Название - Презумпция невменяемости
Автор - Хаим Соколин

Детство моё прошло в Москве, в Сокольниках, на знаменитой теперь улице Матросская тишина. Громкую известность она получила, когда расположенная здесь тюрьма стала недолгим приютом для членов ГКЧП и приковала внимание всего мира.

А тогда это была тихая, ничем не примечательная улица, отвечавшая своему названию. Когда-то Пётр Первый построил на этом месте, за пределами городской черты, приют для матросов, доживающих свой век в покое и тишине. Обитателями его были те самые нижние чины, которым царь посвятил специальный параграф в написанном собственноручно "Уставе флота": "Мичманам и матросам в вольное время вкупе больше трёх не собираться, ибо путного ничего не выдумают, а драку учинят". Вольного времени у них здесь было достаточно, но драки больше не учинялись, о чём говорило название приюта - "Матросская тишина".

В 70-х годах 19-ого века он был превращён в лечебницу для душевнобольных, которая при советской власти стала официально именоваться Первой городской психиатрической больницей. Но историческое её название - "Матросская тишина" - сохранилось. Потом рядом с ней построили пересыльную тюрьму с таким же названием, отделённую от больницы и от самой улицы высокой каменной стеной. Общим в обоих зданиях были железные решётки на окнах.

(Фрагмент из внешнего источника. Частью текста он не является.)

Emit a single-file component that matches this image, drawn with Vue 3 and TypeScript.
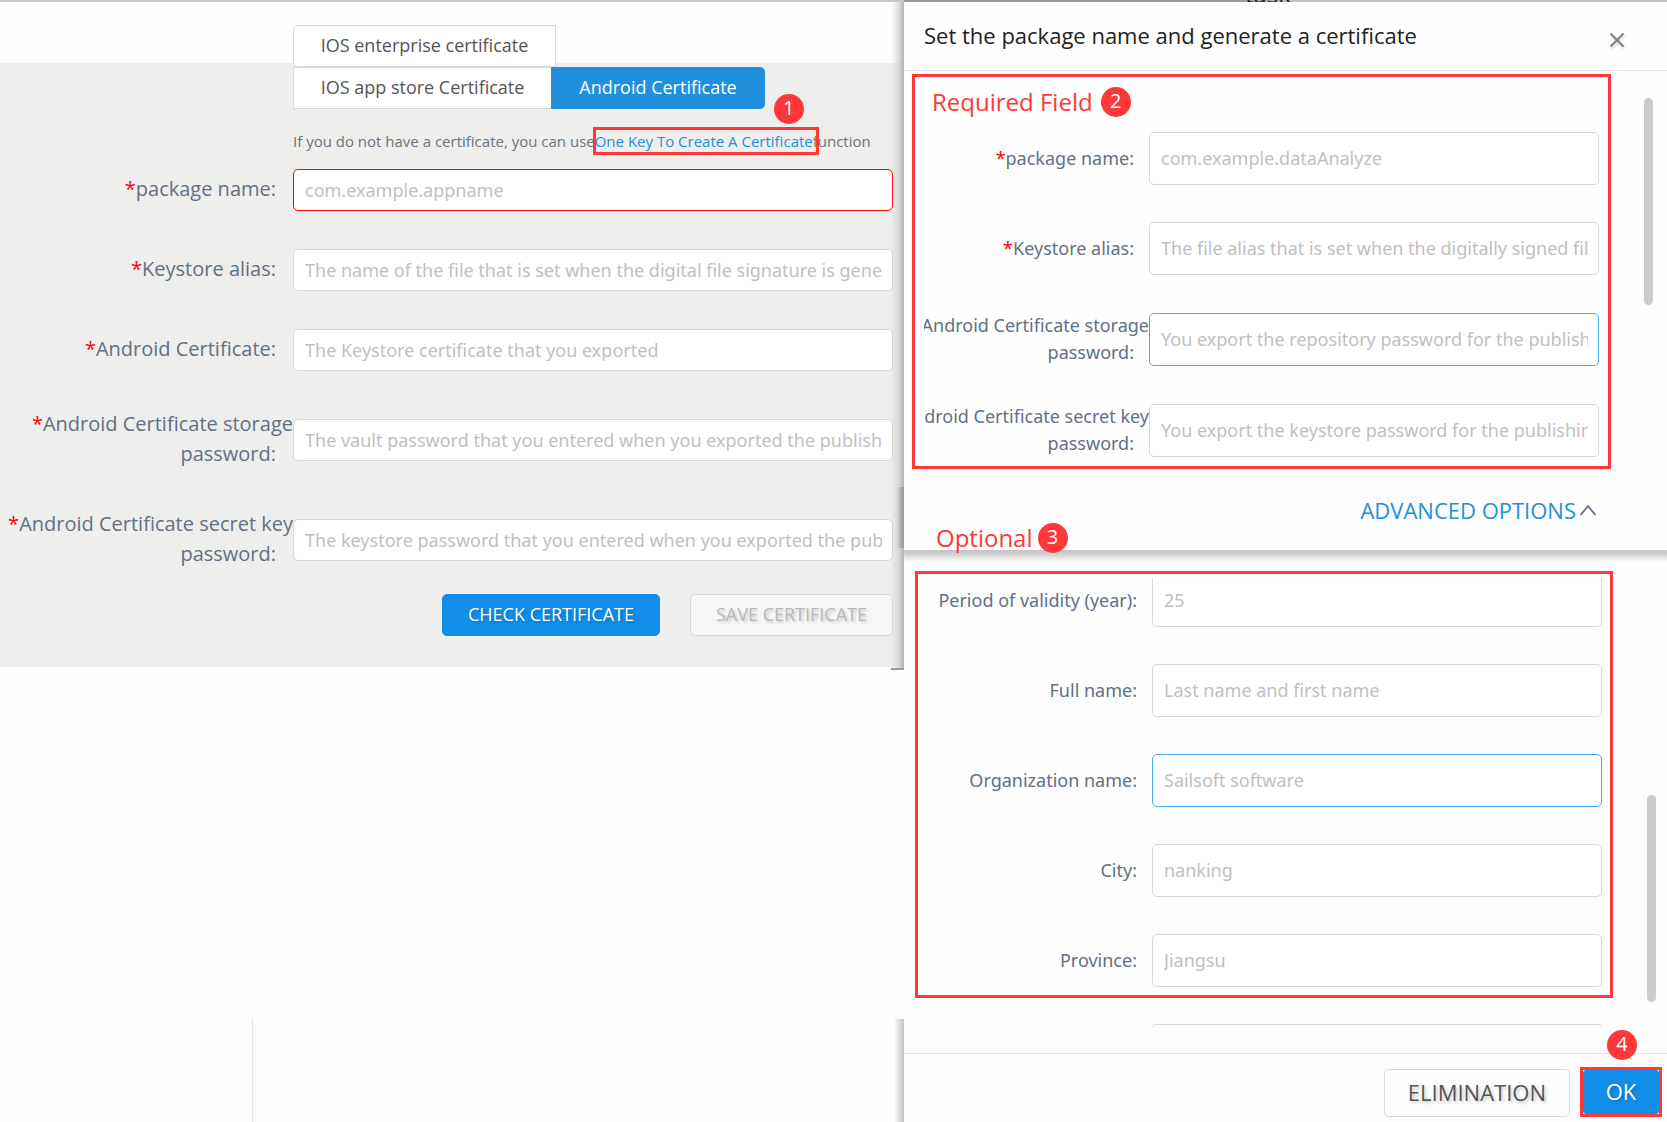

Дом наш, в котором, между прочим, жили будущие известные актёры Валентин Гафт и Евгений Моргунов, стоял на противоположной стороне улицы, как раз напротив больницы. А рядом с ним, напротив тюрьмы, находился бывший административный корпус НКВД, превращённый в жилой дом для работников этого ведомства. Мы называли его тюремным домом или просто "тюремкой". В этом соседстве двух столь таинственных заведений с одинаковыми названиями - больницы и тюрьмы - было что-то жутковатое, будоражившее воображение дворовых мальчишек. По дороге в школу мы ежедневно проходили мимо огромных железных ворот тюрьмы и часто с каким-то безотчётным страхом, смешанным с любопытством, наблюдали, как они с лязгом раздвигались, пропуская внутрь очередной "воронок". Тогда я ещё не читал Ахматову и не знал, что у него есть и более зловещее название - "Чёрная Маруся".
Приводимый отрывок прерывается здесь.